Retaliation Claims and Knowledge of Actions
The court also addressed the retaliation claims made by Essick, concluding that these claims were similarly time-barred. Essick was aware of the adverse employment actions at the time they occurred, specifically the negative evaluations and final warnings he received after filing the HR Complaint. He acknowledged that he believed these actions were retaliatory, which indicated he had enough knowledge to file a charge within the required timeframe. The court pointed out that even if Essick did not have all the evidence he needed to prove his case, the mere awareness of the retaliatory nature of the actions taken against him triggered the limitations period. Thus, the court determined that Essick's claims of retaliation were also not timely filed and could not proceed.
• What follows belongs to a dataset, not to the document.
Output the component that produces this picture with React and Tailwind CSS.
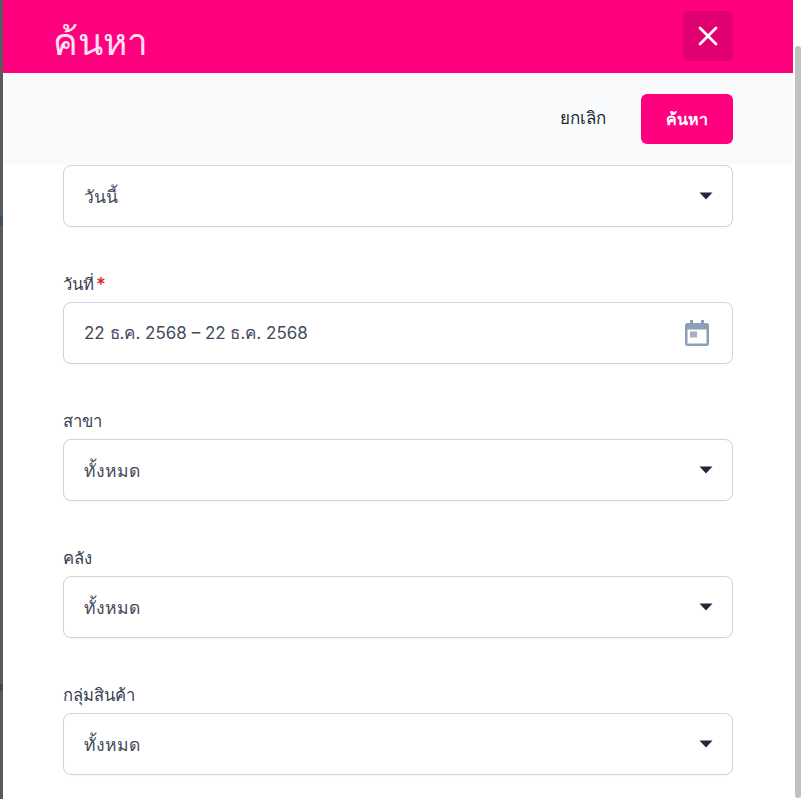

The court noted that the relevant actions, including the downgrade of his evaluation and the change in his employment status, all occurred prior to his filing with the EEOC, further solidifying the conclusion that his claims were time-barred.
Conclusion on Summary Judgment
The U.S. District Court ultimately granted summary judgment in favor of the defendants, Fidelity National Information Services, Inc. and Certegy, Inc. The court found that Essick's claims were time-barred under both Title VII and the Florida Civil Rights Act, as he failed to file within the requisite statutory periods. The court's rationale rested on its findings that Essick had sufficient knowledge of the alleged discrimination and retaliation long before he filed his EEOC charge. Furthermore, the court ruled that Essick's arguments for equitable tolling and the continuing violation doctrine were inapplicable to his situation. Since the court found that no reasonable juror could infer that the defendants' actions were motivated by retaliation or discrimination based on the evidence presented, it concluded that the defendants were entitled to judgment as a matter of law. The court's decision emphasized the importance of timely filing charges to preserve rights under anti-discrimination laws.